Like other departments in the Social Sciences Division of the University of Oxford, the School of Anthropology and Museum Ethnography nominates its strongest applicants for graduate study each year for university funding through the Clarendon scheme (open to applicants of all citizenship categories) and the ESRC Social Anthropology pathway [see Annex 1:44-48 of that link] (open to EU citizens; fees-only awards in the case of non-UK citizens; residence requirements apply in all cases).
In addition, excellent doctoral applicants nominated for one of these schemes who are not awarded full funding by the relevant central committees, but who appear next on the School’s lists of nominations, will be considered for one of the School’s own three bursaries (also open to applicants of all citizenship categories). These bursaries are worth up to £10,000 a year for up to three years and are for doctoral students in their first three years of study only (including Probationer Research Students). One of these bursaries is periodically offered in association with Linacre College, which will additionally contribute a sum equivalent to the college fee for the duration of the award. This bursary will normally go to the top-ranked eligible non-funded applicant on the relevant list.
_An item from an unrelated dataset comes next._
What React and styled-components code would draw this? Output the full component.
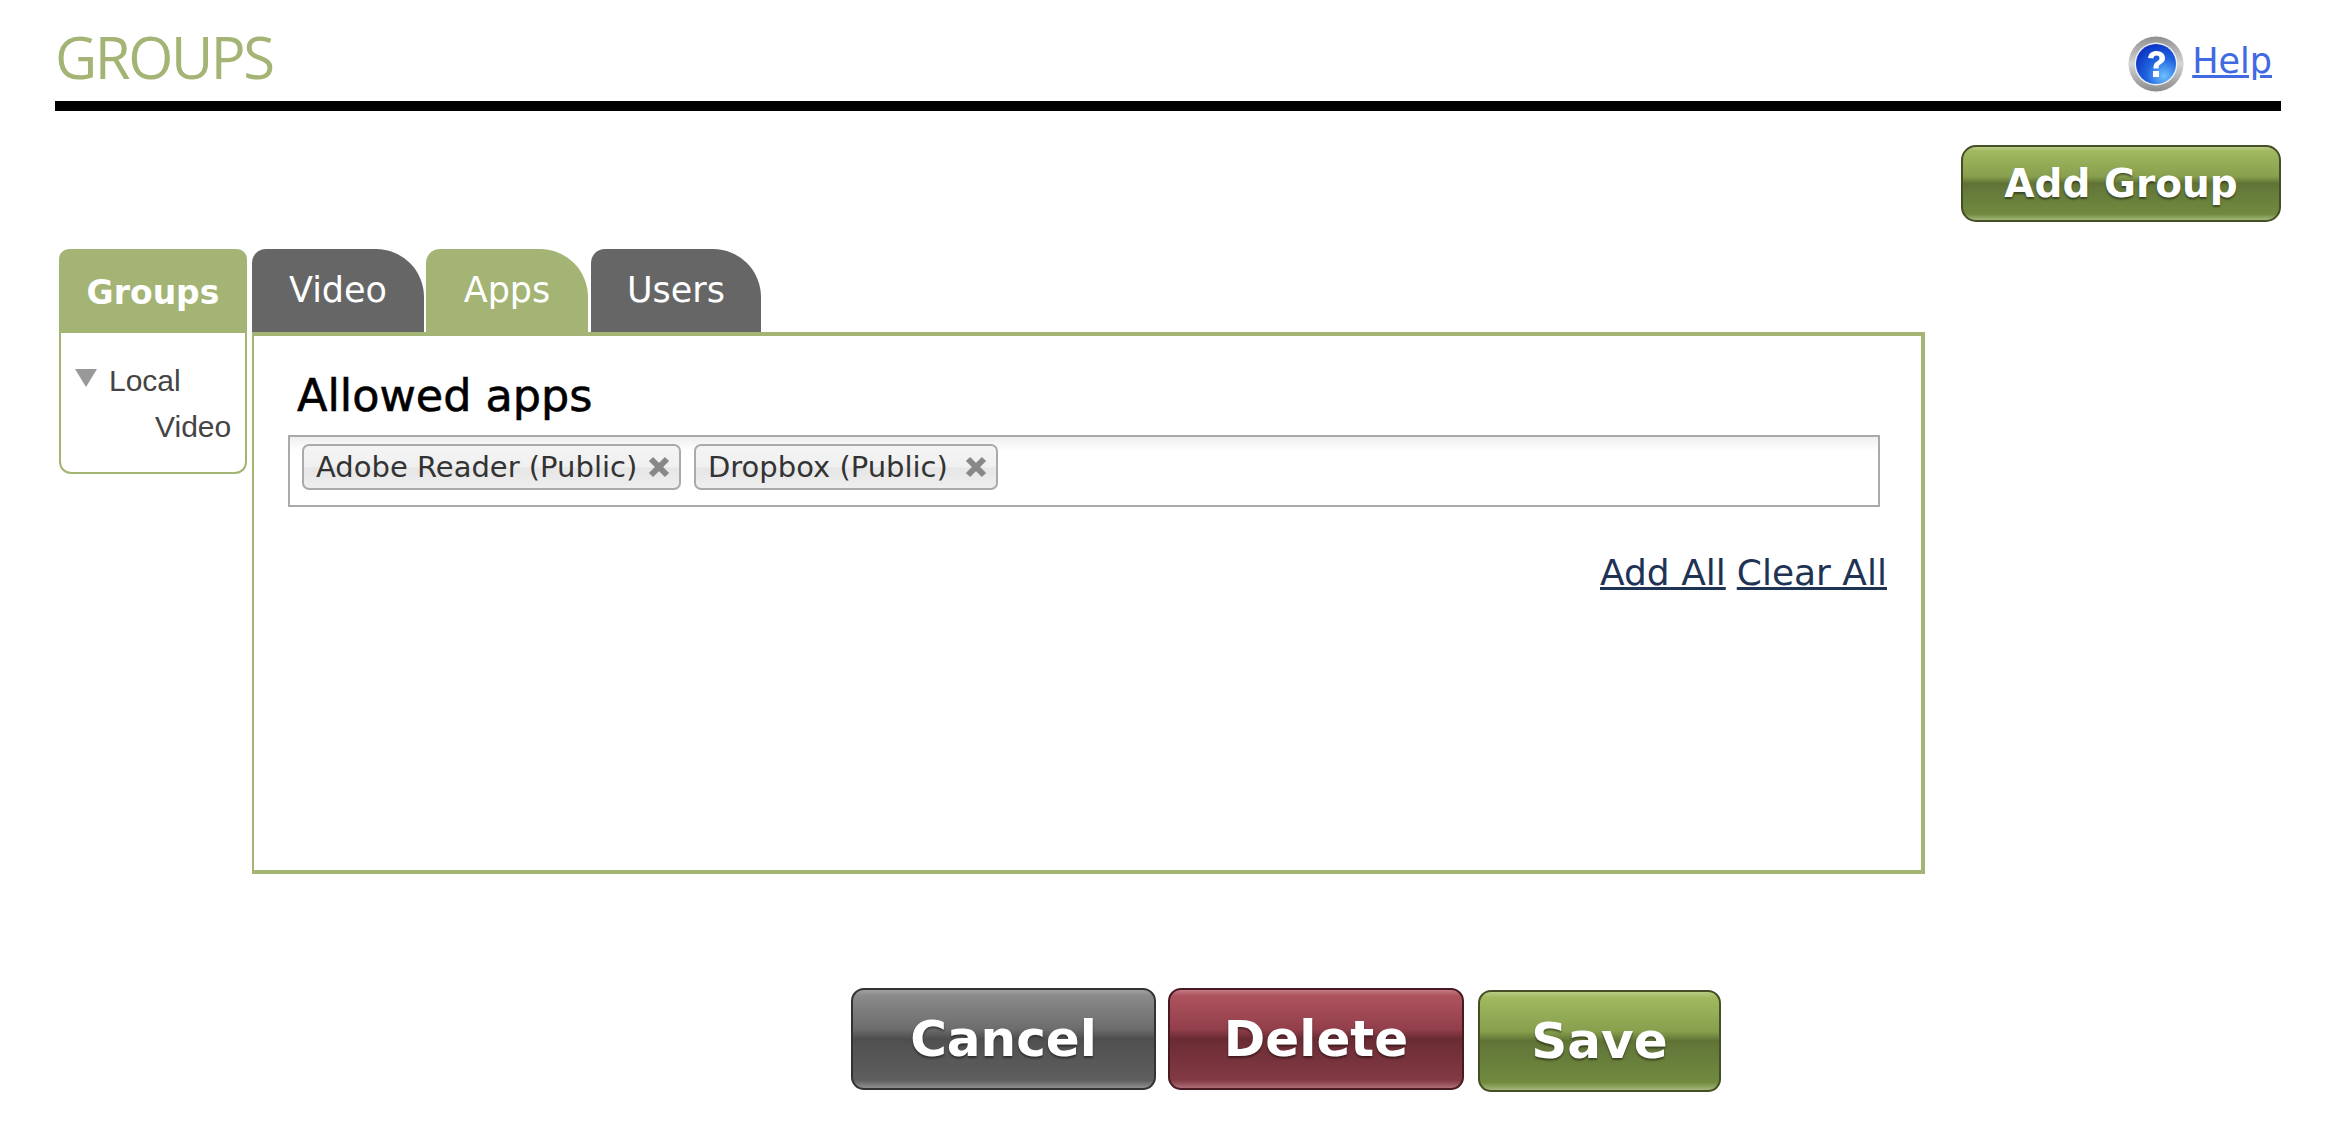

Prospective students do not apply to either the School or the University for any of these schemes themselves: instead the School selects those it wishes to be considered for these schemes as part of its overall consideration of all admissions applications (i.e. applications for a place on one of our courses). Decisions regarding these awards are made by a number of different dates, depending on the scheme. If a successful applicant subsequently withdraws from one of these schemes – which, though infrequent, could occur at any point – the next ranking applicant will be offered an award in their place. However, in the case of the Clarendon and ESRC schemes, which are also open to applicants from outside the School, this may not be another anthropology applicant, but could be an applicant to any department in the Social Sciences Division.
All applicants should be aware that all these schemes are extremely competitive, with only the strongest applicants being both nominated and accepted for an award. While the University of Oxford does offer some funding, it is not currently in a position where it can do so for every applicant it accepts for a place on a course in the School.
All decisions concerning these awards are made in accordance with anti-discrimination legislation and best practice.